Mother Sutton had apparently lived for the best part of twenty years in the area without incident, her daughter Mary moving in at a later date to help in her advanced age. This came to an end however when Mother Sutton had cause to fall out with Master Enger, a gentleman landowner in the local area. Over a period of time he found his horses and swine were destroyed and driven mad by an unseen hand, the animals cannibalising or drowning themselves in their frenzy. Previous injuries to his livestock were also seen in a new light, and he and several other villagers grew to believe them caused by the machinations of the Sutton women.
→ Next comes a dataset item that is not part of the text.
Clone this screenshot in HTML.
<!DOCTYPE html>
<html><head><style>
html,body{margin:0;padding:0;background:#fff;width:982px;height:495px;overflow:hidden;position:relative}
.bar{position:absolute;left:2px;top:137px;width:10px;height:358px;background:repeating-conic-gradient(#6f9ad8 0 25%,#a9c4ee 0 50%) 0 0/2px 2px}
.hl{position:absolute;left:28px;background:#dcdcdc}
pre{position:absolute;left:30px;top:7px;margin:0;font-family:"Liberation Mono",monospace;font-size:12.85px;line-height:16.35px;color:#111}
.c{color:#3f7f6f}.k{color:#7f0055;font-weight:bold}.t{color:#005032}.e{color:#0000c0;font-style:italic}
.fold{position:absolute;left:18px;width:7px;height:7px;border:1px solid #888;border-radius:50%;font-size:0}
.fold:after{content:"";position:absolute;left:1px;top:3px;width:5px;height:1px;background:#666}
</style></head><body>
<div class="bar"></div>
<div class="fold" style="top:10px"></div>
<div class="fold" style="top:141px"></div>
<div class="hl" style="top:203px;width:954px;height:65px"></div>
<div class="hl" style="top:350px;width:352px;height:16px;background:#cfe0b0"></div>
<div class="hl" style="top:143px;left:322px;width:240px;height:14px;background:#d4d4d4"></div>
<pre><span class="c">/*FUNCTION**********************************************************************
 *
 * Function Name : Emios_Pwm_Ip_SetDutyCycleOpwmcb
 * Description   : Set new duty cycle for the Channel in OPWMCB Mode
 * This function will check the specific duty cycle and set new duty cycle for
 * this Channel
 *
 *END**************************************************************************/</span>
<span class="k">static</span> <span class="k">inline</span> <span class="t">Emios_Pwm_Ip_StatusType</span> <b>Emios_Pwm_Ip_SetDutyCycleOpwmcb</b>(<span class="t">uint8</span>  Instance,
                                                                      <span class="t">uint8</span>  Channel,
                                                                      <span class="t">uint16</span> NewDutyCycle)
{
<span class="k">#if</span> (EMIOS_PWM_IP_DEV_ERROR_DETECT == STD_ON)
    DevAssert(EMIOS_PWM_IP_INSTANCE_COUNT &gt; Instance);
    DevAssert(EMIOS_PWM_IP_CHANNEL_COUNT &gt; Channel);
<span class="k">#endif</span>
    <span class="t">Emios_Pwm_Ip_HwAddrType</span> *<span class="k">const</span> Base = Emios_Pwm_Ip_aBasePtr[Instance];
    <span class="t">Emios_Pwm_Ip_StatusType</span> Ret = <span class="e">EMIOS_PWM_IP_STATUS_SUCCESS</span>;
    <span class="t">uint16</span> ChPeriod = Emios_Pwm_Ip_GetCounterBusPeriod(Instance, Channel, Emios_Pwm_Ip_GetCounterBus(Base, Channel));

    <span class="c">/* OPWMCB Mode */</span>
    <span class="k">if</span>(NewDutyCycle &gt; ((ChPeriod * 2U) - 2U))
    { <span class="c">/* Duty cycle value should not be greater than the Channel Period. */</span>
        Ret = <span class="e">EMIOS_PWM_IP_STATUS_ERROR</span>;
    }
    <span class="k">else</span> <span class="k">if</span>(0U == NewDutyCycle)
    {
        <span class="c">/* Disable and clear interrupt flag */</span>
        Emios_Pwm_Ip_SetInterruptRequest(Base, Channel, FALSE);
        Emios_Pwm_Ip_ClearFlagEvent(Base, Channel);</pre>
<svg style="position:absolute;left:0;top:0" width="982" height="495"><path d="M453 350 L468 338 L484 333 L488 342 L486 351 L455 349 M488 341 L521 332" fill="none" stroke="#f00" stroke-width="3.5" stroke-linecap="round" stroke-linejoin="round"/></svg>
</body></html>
Matters came to a head, however, when Henry Sutton, (one of Mary Sutton's three “bastard” children) was apprehended by one of Enger's servants for throwing stones and mud at local children in the Mill Dam. When he didn't stop, the man struck the boy round the ears. In umbrage, the child ran home to tell his mother, thus setting a fatal chain of events in motion.

The next day, as Enger's cart was taking corn to market, a fat black sow appeared before the horses. According to reports, it turned and spun in the road, bewitching the horses who dragged the cart this way and that, before finally running off with their load. Although the goods were recovered and the horses calmed, the very same thing occurred again on the way home. To further compound matters, the same sow was seen by a servant going into Mother Sutton's house the day after.

The same servant who had boxed Henry Sutton's ears and accompanied the cart, then suffered an incident in the fields where he worked. After being stung by a beetle he fell into a trance, incapable of movement or speech, much to the horror and bewilderment of his fellow workers. Enger was summoned and helped his servant home, where he was confined to bed, with very little hope given for his recovery. During this torment, it was claimed that Mary Sutton entered through his window to sit at the foot of his bed. There she worked at her knitting or stared at him, making lewd suggestions as to how he could cure himself by taking her to bed. Upon being rebuffed, Mary departed, freeing the servant to speak and tell his master what had happened.

To help the man, Master Enger found Mary tending her hogs; when she would not come willingly with him to his house, she was forced onto horseback and dragged there with considerable force. Taken to the suffering man's bedside, blood was drawn from her, upon which the servant's condition was said to noticeably improve. Before leaving, however, Mary was seen to touch the man's neck, causing him to fall back into a state once more.

Amidst a great deal of gossip and hearsay, Enger's seven year old son, hearing reports of Mary and Mother Sutton's supposed behaviour, threw stones at Mother Sutton and called her a witch. Not long after this incident the boy fell ill and died. The grief-stricken Enger, in no doubt that Mary and her mother were to blame, sought advice from a friend, who suggested he have the women swum to ascertain their guilt.

Accordingly, Mary was again accosted by Enger, beaten senseless, and dragged to the Mill Dam where she was throw into the water with a rope around her middle. She is said to have sunk a little before floating, before being taken from the water. A group of local women were ordered to search Sutton for signs or marks, and a teat was supposedly found under her left thigh. She was floated a second time, bound toe to thumb; this time Sutton was reported to have spun around as if caught in a whirlpool. It is said that even with servants on either end of the rope tossing her up and down, she could not be made to sink.

A woodcut of the swimming of Mary Sutton.
Taken from the 1613 Pamphlet,
Witches Apprehended.

With Mary still professing her innocence, it was Henry Sutton who allegedly informed against his mother and grandmother, securing their conviction. Either voluntarily or under duress, the boy repeated that he had heard the two women discussing revenge on Enger, through the use of their familiar spirits, Dicke and Jude, with the aim of tormenting the man and killing his son. After this, Mary broke down and confessed, confirming the story told by her son.

Mother and Mary Sutton were imprisoned in Bedford Gaol, put on trial and found guilty of witchcraft on Monday 30th March, 1612. Both were hanged a few days later on 7th April.

This case is of particular note as it is the first example of using water to test a witch in England. (Although the practice had been used on the continent much earlier, and the cold water ordeal had been used on women suspected of other crimes prior to this date.)